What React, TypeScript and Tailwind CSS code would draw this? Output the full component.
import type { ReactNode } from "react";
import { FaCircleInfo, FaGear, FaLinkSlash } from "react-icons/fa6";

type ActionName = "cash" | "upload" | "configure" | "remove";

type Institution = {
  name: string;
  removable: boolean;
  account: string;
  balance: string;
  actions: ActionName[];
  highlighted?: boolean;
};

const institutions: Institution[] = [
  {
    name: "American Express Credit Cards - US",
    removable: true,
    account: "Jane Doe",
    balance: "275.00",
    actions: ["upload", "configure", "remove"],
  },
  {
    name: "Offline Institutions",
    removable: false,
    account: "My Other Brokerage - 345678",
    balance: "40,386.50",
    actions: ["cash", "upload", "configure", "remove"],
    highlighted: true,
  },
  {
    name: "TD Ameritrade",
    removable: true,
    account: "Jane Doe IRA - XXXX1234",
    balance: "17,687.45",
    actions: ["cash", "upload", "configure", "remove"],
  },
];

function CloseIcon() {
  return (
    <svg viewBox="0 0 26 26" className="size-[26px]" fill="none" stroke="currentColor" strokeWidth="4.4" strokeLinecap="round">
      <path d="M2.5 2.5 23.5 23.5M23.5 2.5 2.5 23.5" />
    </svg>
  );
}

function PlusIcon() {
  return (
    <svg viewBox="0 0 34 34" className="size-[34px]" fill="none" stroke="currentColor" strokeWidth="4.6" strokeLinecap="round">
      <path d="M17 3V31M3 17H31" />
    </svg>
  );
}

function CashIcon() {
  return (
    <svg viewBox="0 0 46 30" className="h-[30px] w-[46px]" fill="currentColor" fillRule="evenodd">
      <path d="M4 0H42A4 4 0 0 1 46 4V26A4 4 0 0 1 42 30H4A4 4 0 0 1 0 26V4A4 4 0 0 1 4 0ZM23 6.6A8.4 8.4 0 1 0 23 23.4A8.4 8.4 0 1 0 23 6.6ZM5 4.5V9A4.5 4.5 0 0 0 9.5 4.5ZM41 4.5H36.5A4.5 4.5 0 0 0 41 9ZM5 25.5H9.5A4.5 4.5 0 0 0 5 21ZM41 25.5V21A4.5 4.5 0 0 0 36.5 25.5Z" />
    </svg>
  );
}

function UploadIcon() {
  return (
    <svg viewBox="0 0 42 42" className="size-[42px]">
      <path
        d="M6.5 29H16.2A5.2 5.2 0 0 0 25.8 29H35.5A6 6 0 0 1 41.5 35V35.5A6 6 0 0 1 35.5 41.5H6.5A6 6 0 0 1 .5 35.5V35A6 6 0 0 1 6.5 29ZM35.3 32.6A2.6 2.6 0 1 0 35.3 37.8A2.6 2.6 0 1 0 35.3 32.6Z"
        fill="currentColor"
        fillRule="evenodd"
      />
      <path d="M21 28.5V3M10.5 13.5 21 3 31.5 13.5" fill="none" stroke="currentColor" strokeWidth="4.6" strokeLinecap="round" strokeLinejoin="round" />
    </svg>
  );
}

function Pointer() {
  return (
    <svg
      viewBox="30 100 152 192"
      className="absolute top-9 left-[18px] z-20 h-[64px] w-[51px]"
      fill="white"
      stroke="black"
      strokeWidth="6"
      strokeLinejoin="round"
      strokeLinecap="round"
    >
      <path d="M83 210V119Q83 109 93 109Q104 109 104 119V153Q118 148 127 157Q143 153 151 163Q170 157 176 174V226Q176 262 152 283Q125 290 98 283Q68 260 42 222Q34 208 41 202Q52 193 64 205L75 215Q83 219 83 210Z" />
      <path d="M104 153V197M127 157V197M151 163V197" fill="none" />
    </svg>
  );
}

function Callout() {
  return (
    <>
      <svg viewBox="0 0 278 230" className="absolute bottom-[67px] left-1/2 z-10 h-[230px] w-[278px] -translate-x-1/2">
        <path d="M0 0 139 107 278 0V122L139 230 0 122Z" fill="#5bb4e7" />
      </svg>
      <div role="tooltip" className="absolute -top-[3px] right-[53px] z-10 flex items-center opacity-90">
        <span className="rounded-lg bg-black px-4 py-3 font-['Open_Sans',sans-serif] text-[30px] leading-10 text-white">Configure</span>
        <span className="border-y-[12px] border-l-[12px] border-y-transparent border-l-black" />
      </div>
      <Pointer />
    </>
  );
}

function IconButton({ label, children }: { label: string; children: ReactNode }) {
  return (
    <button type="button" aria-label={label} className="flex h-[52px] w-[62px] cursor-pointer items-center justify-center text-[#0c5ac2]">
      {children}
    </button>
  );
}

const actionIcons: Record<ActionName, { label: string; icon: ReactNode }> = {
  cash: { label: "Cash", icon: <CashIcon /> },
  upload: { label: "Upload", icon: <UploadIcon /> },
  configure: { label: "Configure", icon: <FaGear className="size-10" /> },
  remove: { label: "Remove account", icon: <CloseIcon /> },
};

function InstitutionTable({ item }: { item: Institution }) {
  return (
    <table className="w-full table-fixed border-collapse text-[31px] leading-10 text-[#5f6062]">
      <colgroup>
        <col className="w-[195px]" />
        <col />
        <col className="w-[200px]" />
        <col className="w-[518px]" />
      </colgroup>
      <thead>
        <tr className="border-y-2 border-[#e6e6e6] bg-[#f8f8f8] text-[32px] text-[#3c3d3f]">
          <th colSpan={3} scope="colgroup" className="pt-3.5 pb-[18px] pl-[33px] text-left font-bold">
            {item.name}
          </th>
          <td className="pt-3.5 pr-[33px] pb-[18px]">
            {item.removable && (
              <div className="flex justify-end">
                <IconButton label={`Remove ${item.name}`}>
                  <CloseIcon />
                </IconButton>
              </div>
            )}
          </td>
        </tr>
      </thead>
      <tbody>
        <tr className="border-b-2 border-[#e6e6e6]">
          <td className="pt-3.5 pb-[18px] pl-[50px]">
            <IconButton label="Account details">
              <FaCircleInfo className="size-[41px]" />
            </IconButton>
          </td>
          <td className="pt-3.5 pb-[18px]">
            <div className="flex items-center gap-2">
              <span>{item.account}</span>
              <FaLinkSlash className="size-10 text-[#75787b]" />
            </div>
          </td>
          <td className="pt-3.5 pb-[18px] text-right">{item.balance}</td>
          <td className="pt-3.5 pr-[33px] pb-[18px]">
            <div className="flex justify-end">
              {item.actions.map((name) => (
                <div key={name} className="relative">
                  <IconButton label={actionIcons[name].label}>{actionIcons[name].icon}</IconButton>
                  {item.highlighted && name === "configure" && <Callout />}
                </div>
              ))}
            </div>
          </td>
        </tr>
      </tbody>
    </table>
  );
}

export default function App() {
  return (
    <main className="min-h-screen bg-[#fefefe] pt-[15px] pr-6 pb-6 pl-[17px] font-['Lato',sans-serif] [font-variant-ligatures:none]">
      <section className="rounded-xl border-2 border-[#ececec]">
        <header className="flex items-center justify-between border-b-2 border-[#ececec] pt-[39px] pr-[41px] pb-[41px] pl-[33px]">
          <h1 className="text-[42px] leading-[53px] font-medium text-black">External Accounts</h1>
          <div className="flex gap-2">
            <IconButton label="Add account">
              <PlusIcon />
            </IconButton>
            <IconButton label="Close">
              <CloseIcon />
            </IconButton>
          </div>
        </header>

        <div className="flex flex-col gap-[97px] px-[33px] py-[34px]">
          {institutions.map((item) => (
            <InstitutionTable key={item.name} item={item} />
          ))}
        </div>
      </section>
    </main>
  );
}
■ ■ ■ ■ ■
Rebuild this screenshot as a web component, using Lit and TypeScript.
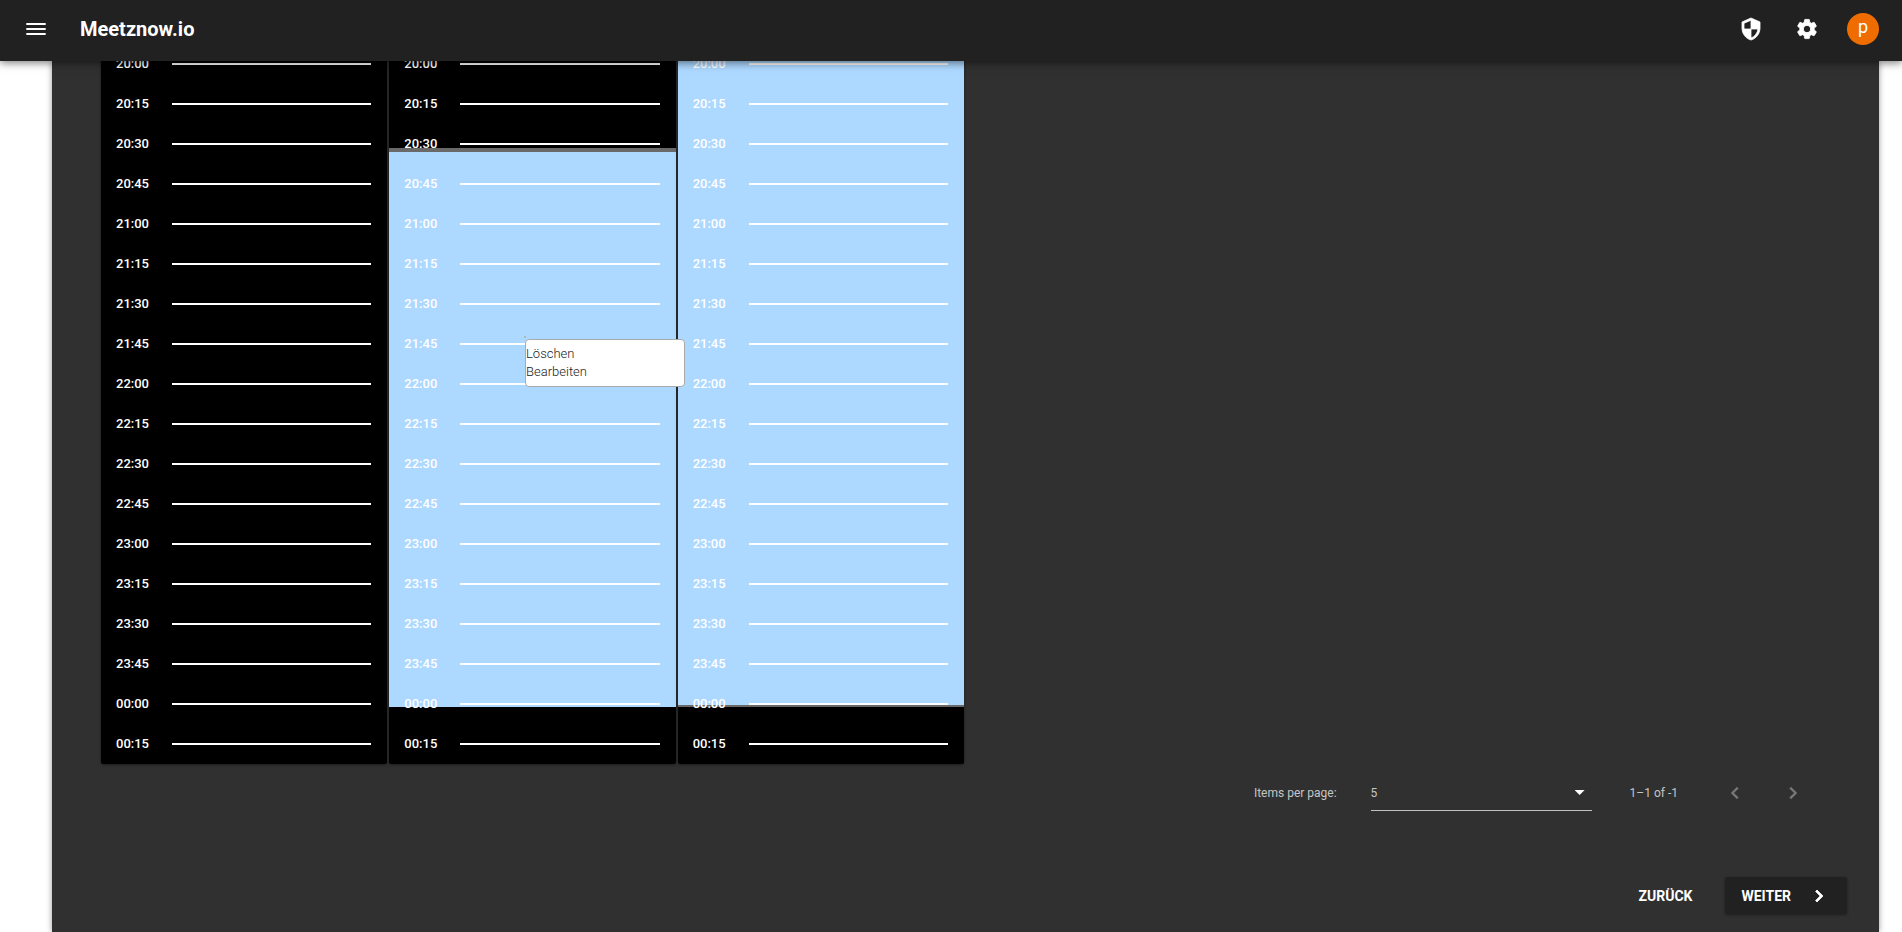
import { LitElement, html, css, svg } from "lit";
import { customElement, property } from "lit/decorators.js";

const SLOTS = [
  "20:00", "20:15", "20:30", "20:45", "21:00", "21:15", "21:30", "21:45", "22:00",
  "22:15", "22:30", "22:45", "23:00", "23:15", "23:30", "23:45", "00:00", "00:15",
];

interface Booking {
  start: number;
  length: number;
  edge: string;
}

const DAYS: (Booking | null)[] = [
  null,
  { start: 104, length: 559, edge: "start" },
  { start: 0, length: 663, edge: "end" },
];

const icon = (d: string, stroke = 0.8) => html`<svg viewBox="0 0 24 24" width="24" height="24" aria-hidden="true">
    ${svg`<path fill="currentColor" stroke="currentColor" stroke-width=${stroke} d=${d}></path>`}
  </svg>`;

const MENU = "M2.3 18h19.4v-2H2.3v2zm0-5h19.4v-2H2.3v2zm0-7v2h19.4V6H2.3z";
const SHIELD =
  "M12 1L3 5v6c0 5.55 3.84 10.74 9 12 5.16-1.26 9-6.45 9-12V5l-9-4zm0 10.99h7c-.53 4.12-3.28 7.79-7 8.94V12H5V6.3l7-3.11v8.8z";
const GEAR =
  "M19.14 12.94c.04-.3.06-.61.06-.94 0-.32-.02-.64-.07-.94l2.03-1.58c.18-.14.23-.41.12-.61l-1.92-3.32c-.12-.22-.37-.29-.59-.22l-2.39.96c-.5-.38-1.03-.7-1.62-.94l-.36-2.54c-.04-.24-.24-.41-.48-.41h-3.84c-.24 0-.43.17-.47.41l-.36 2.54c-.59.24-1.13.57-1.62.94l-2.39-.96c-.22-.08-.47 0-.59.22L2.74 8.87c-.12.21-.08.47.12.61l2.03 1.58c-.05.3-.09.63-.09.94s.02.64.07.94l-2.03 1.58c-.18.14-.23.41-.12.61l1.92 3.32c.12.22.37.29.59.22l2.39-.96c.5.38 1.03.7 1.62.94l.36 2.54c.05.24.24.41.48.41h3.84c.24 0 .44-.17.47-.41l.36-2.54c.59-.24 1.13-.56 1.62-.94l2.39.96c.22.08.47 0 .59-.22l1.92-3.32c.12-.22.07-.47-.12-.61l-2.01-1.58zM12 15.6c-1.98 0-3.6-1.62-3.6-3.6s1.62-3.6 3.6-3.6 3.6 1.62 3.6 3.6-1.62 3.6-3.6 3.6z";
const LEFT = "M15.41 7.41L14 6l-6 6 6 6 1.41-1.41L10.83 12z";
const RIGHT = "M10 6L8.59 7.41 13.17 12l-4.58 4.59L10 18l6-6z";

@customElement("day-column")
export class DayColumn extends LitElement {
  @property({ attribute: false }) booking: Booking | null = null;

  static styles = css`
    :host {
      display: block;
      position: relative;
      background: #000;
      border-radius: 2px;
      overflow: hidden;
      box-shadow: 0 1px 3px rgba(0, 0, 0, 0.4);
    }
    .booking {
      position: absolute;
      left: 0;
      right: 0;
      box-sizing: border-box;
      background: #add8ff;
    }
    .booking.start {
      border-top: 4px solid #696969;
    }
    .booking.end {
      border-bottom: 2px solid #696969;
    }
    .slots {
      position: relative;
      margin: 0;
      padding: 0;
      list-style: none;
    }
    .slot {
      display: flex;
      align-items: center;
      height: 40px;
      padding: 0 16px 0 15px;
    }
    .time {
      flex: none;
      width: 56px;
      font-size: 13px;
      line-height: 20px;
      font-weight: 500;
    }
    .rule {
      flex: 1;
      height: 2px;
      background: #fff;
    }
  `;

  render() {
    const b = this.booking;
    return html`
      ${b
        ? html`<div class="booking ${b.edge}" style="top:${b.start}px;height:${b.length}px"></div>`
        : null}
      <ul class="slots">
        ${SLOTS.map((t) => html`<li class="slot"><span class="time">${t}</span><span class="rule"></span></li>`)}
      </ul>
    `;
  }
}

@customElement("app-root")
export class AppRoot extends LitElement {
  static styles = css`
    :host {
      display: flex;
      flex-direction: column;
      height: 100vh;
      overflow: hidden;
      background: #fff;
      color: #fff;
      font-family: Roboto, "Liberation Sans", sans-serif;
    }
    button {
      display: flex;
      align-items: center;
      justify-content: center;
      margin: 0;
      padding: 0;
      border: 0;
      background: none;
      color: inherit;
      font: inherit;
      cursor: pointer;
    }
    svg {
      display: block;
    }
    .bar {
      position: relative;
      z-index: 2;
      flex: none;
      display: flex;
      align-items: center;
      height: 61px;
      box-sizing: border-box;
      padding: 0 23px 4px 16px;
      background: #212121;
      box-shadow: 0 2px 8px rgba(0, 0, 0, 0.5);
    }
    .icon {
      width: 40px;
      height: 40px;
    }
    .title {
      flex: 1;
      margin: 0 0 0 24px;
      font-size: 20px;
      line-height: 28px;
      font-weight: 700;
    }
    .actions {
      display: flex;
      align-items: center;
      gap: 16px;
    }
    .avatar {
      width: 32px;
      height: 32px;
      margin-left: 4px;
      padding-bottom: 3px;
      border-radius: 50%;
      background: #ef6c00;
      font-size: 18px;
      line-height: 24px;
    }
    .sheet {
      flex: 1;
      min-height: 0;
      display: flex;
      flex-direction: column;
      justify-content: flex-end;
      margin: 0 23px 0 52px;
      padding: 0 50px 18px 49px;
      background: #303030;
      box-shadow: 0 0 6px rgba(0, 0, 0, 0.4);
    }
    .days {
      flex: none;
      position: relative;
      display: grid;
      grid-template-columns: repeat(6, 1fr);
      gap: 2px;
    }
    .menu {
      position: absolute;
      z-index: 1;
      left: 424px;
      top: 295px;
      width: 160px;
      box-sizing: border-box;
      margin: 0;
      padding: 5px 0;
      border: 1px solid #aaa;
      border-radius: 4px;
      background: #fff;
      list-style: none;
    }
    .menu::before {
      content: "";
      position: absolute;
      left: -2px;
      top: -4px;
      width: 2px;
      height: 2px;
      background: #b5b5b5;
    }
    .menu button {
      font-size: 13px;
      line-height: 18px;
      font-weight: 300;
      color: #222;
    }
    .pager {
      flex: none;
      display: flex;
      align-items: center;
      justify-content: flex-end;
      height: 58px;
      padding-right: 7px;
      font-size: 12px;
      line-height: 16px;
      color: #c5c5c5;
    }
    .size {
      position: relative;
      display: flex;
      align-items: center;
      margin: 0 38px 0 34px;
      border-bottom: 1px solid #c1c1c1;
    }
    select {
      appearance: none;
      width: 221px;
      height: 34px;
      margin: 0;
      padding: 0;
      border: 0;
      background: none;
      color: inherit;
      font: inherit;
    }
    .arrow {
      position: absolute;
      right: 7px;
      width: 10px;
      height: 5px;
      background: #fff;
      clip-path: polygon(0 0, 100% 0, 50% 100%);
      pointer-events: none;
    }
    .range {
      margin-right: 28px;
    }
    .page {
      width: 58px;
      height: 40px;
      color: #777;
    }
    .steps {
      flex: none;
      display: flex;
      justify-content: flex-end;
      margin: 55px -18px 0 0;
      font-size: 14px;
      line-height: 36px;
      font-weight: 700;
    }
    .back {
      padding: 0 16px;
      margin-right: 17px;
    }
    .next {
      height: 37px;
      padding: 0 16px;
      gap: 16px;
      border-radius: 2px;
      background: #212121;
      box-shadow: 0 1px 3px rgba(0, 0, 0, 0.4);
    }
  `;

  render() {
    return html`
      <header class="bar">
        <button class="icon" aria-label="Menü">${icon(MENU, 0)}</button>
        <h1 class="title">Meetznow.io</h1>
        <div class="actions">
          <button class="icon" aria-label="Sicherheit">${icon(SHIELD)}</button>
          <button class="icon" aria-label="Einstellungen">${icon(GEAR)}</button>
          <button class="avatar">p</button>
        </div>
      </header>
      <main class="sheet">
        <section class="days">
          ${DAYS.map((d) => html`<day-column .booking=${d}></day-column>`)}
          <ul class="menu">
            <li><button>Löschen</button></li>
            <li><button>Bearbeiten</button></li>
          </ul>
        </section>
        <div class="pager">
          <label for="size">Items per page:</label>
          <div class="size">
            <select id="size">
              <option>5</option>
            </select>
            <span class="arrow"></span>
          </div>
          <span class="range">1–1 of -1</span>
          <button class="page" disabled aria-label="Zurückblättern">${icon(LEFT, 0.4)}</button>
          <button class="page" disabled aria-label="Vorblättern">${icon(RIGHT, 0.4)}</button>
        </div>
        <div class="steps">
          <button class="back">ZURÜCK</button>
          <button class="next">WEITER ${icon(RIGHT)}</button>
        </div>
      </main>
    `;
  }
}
■ ■ ■ ■ ■
_WRITTEN TASK_: Taking the material above, give again exactly the lines from the one holding "Rebuild this screenshot" through the one holding "null = null;", with both ends and without pictures.

_REPLY_:
Rebuild this screenshot as a web component, using Lit and TypeScript.
import { LitElement, html, css, svg } from "lit";
import { customElement, property } from "lit/decorators.js";

const SLOTS = [
  "20:00", "20:15", "20:30", "20:45", "21:00", "21:15", "21:30", "21:45", "22:00",
  "22:15", "22:30", "22:45", "23:00", "23:15", "23:30", "23:45", "00:00", "00:15",
];

interface Booking {
  start: number;
  length: number;
  edge: string;
}

const DAYS: (Booking | null)[] = [
  null,
  { start: 104, length: 559, edge: "start" },
  { start: 0, length: 663, edge: "end" },
];

const icon = (d: string, stroke = 0.8) => html`<svg viewBox="0 0 24 24" width="24" height="24" aria-hidden="true">
    ${svg`<path fill="currentColor" stroke="currentColor" stroke-width=${stroke} d=${d}></path>`}
  </svg>`;

const MENU = "M2.3 18h19.4v-2H2.3v2zm0-5h19.4v-2H2.3v2zm0-7v2h19.4V6H2.3z";
const SHIELD =
  "M12 1L3 5v6c0 5.55 3.84 10.74 9 12 5.16-1.26 9-6.45 9-12V5l-9-4zm0 10.99h7c-.53 4.12-3.28 7.79-7 8.94V12H5V6.3l7-3.11v8.8z";
const GEAR =
  "M19.14 12.94c.04-.3.06-.61.06-.94 0-.32-.02-.64-.07-.94l2.03-1.58c.18-.14.23-.41.12-.61l-1.92-3.32c-.12-.22-.37-.29-.59-.22l-2.39.96c-.5-.38-1.03-.7-1.62-.94l-.36-2.54c-.04-.24-.24-.41-.48-.41h-3.84c-.24 0-.43.17-.47.41l-.36 2.54c-.59.24-1.13.57-1.62.94l-2.39-.96c-.22-.08-.47 0-.59.22L2.74 8.87c-.12.21-.08.47.12.61l2.03 1.58c-.05.3-.09.63-.09.94s.02.64.07.94l-2.03 1.58c-.18.14-.23.41-.12.61l1.92 3.32c.12.22.37.29.59.22l2.39-.96c.5.38 1.03.7 1.62.94l.36 2.54c.05.24.24.41.48.41h3.84c.24 0 .44-.17.47-.41l.36-2.54c.59-.24 1.13-.56 1.62-.94l2.39.96c.22.08.47 0 .59-.22l1.92-3.32c.12-.22.07-.47-.12-.61l-2.01-1.58zM12 15.6c-1.98 0-3.6-1.62-3.6-3.6s1.62-3.6 3.6-3.6 3.6 1.62 3.6 3.6-1.62 3.6-3.6 3.6z";
const LEFT = "M15.41 7.41L14 6l-6 6 6 6 1.41-1.41L10.83 12z";
const RIGHT = "M10 6L8.59 7.41 13.17 12l-4.58 4.59L10 18l6-6z";

@customElement("day-column")
export class DayColumn extends LitElement {
  @property({ attribute: false }) booking: Booking | null = null;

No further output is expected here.